** START OF Collected material **

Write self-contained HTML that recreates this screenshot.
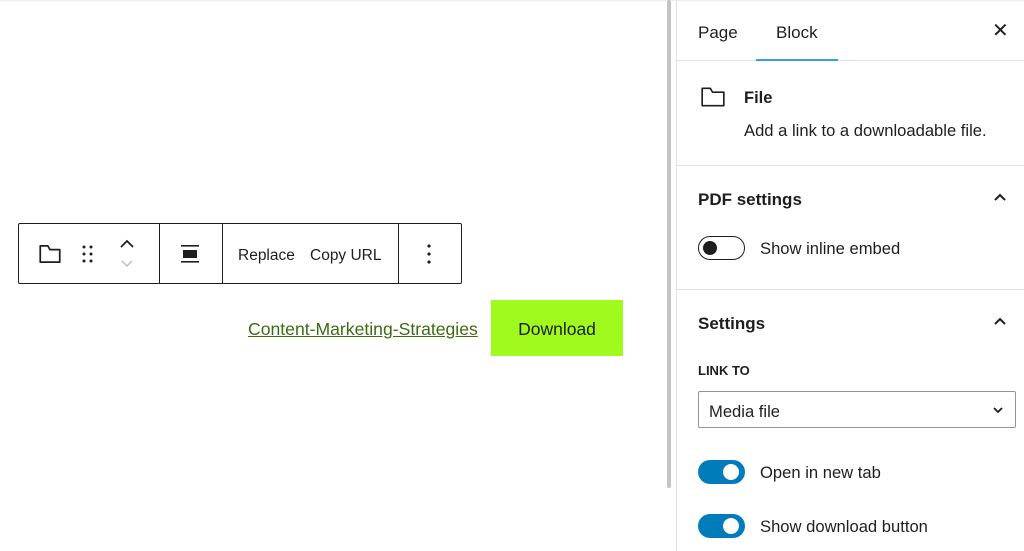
<!DOCTYPE html>
<html><head><style>
*{margin:0;padding:0;box-sizing:border-box}
body{width:1024px;height:551px;overflow:hidden;background:#fff;font-family:"Liberation Sans",sans-serif;color:#1e1e1e;position:relative;font-size:16.5px}
.a{position:absolute}
.tb{left:18px;top:223px;width:444px;height:61px;border:1px solid #1e1e1e;border-radius:2px}
.sep{top:0;width:1px;height:59px;background:#1e1e1e}
.hr{left:677px;width:347px;height:1px;background:#e0e0e0}
.tog{width:47px;height:24px;border-radius:12px}
</style></head><body>
<div class="a" style="left:0;top:0;width:1024px;height:1px;background:#eee"></div>
<div class="a" style="left:667px;top:0;width:4px;height:488px;background:#c4c4c4;border-radius:2px"></div>
<div class="a" style="left:676px;top:0;width:1px;height:551px;background:#e0e0e0"></div>

<div class="a tb">
 <svg class="a" style="left:18px;top:17px" width="26" height="26" viewBox="0 0 24 24"><path d="M3 4.5v15h18V8h-9l-2-3.5z" fill="none" stroke="#1e1e1e" stroke-width="1.6" stroke-linejoin="round"/></svg>
 <svg class="a" style="left:62px;top:20px" width="14" height="20"><g fill="#1e1e1e"><circle cx="3" cy="3" r="1.5"/><circle cx="10" cy="3" r="1.5"/><circle cx="3" cy="10" r="1.5"/><circle cx="10" cy="10" r="1.5"/><circle cx="3" cy="17" r="1.5"/><circle cx="10" cy="17" r="1.5"/></g></svg>
 <svg class="a" style="left:100px;top:14px" width="16" height="34"><path d="M2 9l6-6 6 6" fill="none" stroke="#1e1e1e" stroke-width="1.8"/><path d="M3 23l5 5 5-5" fill="none" stroke="#bbb" stroke-width="1.4"/></svg>
 <div class="a sep" style="left:140px"></div>
 <svg class="a" style="left:161px;top:20px" width="20" height="20"><rect x="1" y="1" width="18" height="1.6" fill="#1e1e1e"/><rect x="3" y="6" width="14" height="8" fill="#1e1e1e"/><rect x="1" y="17" width="18" height="1.6" fill="#1e1e1e"/></svg>
 <div class="a sep" style="left:203px"></div>
 <div class="a" style="left:219px;top:23px;font-size:15.5px">Replace</div>
 <div class="a" style="left:291px;top:23px;font-size:15.5px">Copy URL</div>
 <div class="a sep" style="left:379px"></div>
 <svg class="a" style="left:407px;top:19px" width="6" height="22"><g fill="#1e1e1e"><circle cx="3" cy="3" r="1.6"/><circle cx="3" cy="11" r="1.6"/><circle cx="3" cy="19" r="1.6"/></g></svg>
</div>

<div class="a" style="left:248px;top:319px;color:#3d6b10;text-decoration:underline;font-size:17.6px">Content-Marketing-Strategies</div>
<div class="a" style="left:491px;top:300px;width:132px;height:56px;background:#a0fa1e;color:#1e1e1e;font-size:17.5px;text-align:center;line-height:58px">Download</div>

<div class="a" style="left:698px;top:23px;font-size:17px">Page</div>
<div class="a" style="left:776px;top:23px;font-size:17px">Block</div>
<div class="a" style="left:992px;top:22px;font-size:20px;line-height:18px">✕</div>
<div class="a hr" style="top:60px"></div>
<div class="a" style="left:756px;top:59px;width:82px;height:2px;background:#3a9fd6"></div>

<svg class="a" style="left:699px;top:84px" width="28" height="26" viewBox="0 0 24 24"><path d="M2 4v16h20V7.5H11.5L9.5 4z" fill="none" stroke="#1e1e1e" stroke-width="1.5" stroke-linejoin="round"/></svg>
<div class="a" style="left:744px;top:89px;font-size:16.5px;font-weight:bold">File</div>
<div class="a" style="left:744px;top:121px;font-size:16.6px">Add a link to a downloadable file.</div>
<div class="a hr" style="top:165px"></div>

<div class="a" style="left:698px;top:190px;font-size:17px;font-weight:bold">PDF settings</div>
<svg class="a" style="left:993px;top:192px" width="14" height="10"><path d="M2 8l5-5 5 5" fill="none" stroke="#1e1e1e" stroke-width="2"/></svg>
<div class="a tog" style="left:698px;top:236px;border:1.5px solid #1e1e1e"></div>
<div class="a" style="left:703px;top:241px;width:14px;height:14px;border-radius:7px;background:#1e1e1e"></div>
<div class="a" style="left:760px;top:239px;font-size:16.6px">Show inline embed</div>
<div class="a hr" style="top:289px"></div>

<div class="a" style="left:698px;top:314px;font-size:17px;font-weight:bold">Settings</div>
<svg class="a" style="left:993px;top:316px" width="14" height="10"><path d="M2 8l5-5 5 5" fill="none" stroke="#1e1e1e" stroke-width="2"/></svg>
<div class="a" style="left:698px;top:363px;font-size:13px;font-weight:bold">LINK TO</div>
<div class="a" style="left:698px;top:391px;width:318px;height:37px;border:1px solid #949494;border-radius:2px"></div>
<div class="a" style="left:709px;top:402px;font-size:16.6px">Media file</div>
<svg class="a" style="left:992px;top:406px" width="12" height="8"><path d="M2 2l4 4 4-4" fill="none" stroke="#1e1e1e" stroke-width="1.8"/></svg>

<div class="a tog" style="left:698px;top:460px;background:#007cba"></div>
<div class="a" style="left:723px;top:464px;width:16px;height:16px;border-radius:8px;background:#fff"></div>
<div class="a" style="left:760px;top:463px;font-size:16.6px">Open in new tab</div>
<div class="a tog" style="left:698px;top:514px;background:#007cba"></div>
<div class="a" style="left:723px;top:518px;width:16px;height:16px;border-radius:8px;background:#fff"></div>
<div class="a" style="left:760px;top:517px;font-size:16.6px">Show download button</div>
</body></html>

** END OF Collected material **

To do: Do not include the images; transcribe the rest of the listing exactly.

Exercise answer:
Write self-contained HTML that recreates this screenshot.
<!DOCTYPE html>
<html><head><style>
*{margin:0;padding:0;box-sizing:border-box}
body{width:1024px;height:551px;overflow:hidden;background:#fff;font-family:"Liberation Sans",sans-serif;color:#1e1e1e;position:relative;font-size:16.5px}
.a{position:absolute}
.tb{left:18px;top:223px;width:444px;height:61px;border:1px solid #1e1e1e;border-radius:2px}
.sep{top:0;width:1px;height:59px;background:#1e1e1e}
.hr{left:677px;width:347px;height:1px;background:#e0e0e0}
.tog{width:47px;height:24px;border-radius:12px}
</style></head><body>
<div class="a" style="left:0;top:0;width:1024px;height:1px;background:#eee"></div>
<div class="a" style="left:667px;top:0;width:4px;height:488px;background:#c4c4c4;border-radius:2px"></div>
<div class="a" style="left:676px;top:0;width:1px;height:551px;background:#e0e0e0"></div>

<div class="a tb">
 <svg class="a" style="left:18px;top:17px" width="26" height="26" viewBox="0 0 24 24"><path d="M3 4.5v15h18V8h-9l-2-3.5z" fill="none" stroke="#1e1e1e" stroke-width="1.6" stroke-linejoin="round"/></svg>
 <svg class="a" style="left:62px;top:20px" width="14" height="20"><g fill="#1e1e1e"><circle cx="3" cy="3" r="1.5"/><circle cx="10" cy="3" r="1.5"/><circle cx="3" cy="10" r="1.5"/><circle cx="10" cy="10" r="1.5"/><circle cx="3" cy="17" r="1.5"/><circle cx="10" cy="17" r="1.5"/></g></svg>
 <svg class="a" style="left:100px;top:14px" width="16" height="34"><path d="M2 9l6-6 6 6" fill="none" stroke="#1e1e1e" stroke-width="1.8"/><path d="M3 23l5 5 5-5" fill="none" stroke="#bbb" stroke-width="1.4"/></svg>
 <div class="a sep" style="left:140px"></div>
 <svg class="a" style="left:161px;top:20px" width="20" height="20"><rect x="1" y="1" width="18" height="1.6" fill="#1e1e1e"/><rect x="3" y="6" width="14" height="8" fill="#1e1e1e"/><rect x="1" y="17" width="18" height="1.6" fill="#1e1e1e"/></svg>
 <div class="a sep" style="left:203px"></div>
 <div class="a" style="left:219px;top:23px;font-size:15.5px">Replace</div>
 <div class="a" style="left:291px;top:23px;font-size:15.5px">Copy URL</div>
 <div class="a sep" style="left:379px"></div>
 <svg class="a" style="left:407px;top:19px" width="6" height="22"><g fill="#1e1e1e"><circle cx="3" cy="3" r="1.6"/><circle cx="3" cy="11" r="1.6"/><circle cx="3" cy="19" r="1.6"/></g></svg>
</div>

<div class="a" style="left:248px;top:319px;color:#3d6b10;text-decoration:underline;font-size:17.6px">Content-Marketing-Strategies</div>
<div class="a" style="left:491px;top:300px;width:132px;height:56px;background:#a0fa1e;color:#1e1e1e;font-size:17.5px;text-align:center;line-height:58px">Download</div>

<div class="a" style="left:698px;top:23px;font-size:17px">Page</div>
<div class="a" style="left:776px;top:23px;font-size:17px">Block</div>
<div class="a" style="left:992px;top:22px;font-size:20px;line-height:18px">✕</div>
<div class="a hr" style="top:60px"></div>
<div class="a" style="left:756px;top:59px;width:82px;height:2px;background:#3a9fd6"></div>

<svg class="a" style="left:699px;top:84px" width="28" height="26" viewBox="0 0 24 24"><path d="M2 4v16h20V7.5H11.5L9.5 4z" fill="none" stroke="#1e1e1e" stroke-width="1.5" stroke-linejoin="round"/></svg>
<div class="a" style="left:744px;top:89px;font-size:16.5px;font-weight:bold">File</div>
<div class="a" style="left:744px;top:121px;font-size:16.6px">Add a link to a downloadable file.</div>
<div class="a hr" style="top:165px"></div>

<div class="a" style="left:698px;top:190px;font-size:17px;font-weight:bold">PDF settings</div>
<svg class="a" style="left:993px;top:192px" width="14" height="10"><path d="M2 8l5-5 5 5" fill="none" stroke="#1e1e1e" stroke-width="2"/></svg>
<div class="a tog" style="left:698px;top:236px;border:1.5px solid #1e1e1e"></div>
<div class="a" style="left:703px;top:241px;width:14px;height:14px;border-radius:7px;background:#1e1e1e"></div>
<div class="a" style="left:760px;top:239px;font-size:16.6px">Show inline embed</div>
<div class="a hr" style="top:289px"></div>

<div class="a" style="left:698px;top:314px;font-size:17px;font-weight:bold">Settings</div>
<svg class="a" style="left:993px;top:316px" width="14" height="10"><path d="M2 8l5-5 5 5" fill="none" stroke="#1e1e1e" stroke-width="2"/></svg>
<div class="a" style="left:698px;top:363px;font-size:13px;font-weight:bold">LINK TO</div>
<div class="a" style="left:698px;top:391px;width:318px;height:37px;border:1px solid #949494;border-radius:2px"></div>
<div class="a" style="left:709px;top:402px;font-size:16.6px">Media file</div>
<svg class="a" style="left:992px;top:406px" width="12" height="8"><path d="M2 2l4 4 4-4" fill="none" stroke="#1e1e1e" stroke-width="1.8"/></svg>

<div class="a tog" style="left:698px;top:460px;background:#007cba"></div>
<div class="a" style="left:723px;top:464px;width:16px;height:16px;border-radius:8px;background:#fff"></div>
<div class="a" style="left:760px;top:463px;font-size:16.6px">Open in new tab</div>
<div class="a tog" style="left:698px;top:514px;background:#007cba"></div>
<div class="a" style="left:723px;top:518px;width:16px;height:16px;border-radius:8px;background:#fff"></div>
<div class="a" style="left:760px;top:517px;font-size:16.6px">Show download button</div>
</body></html>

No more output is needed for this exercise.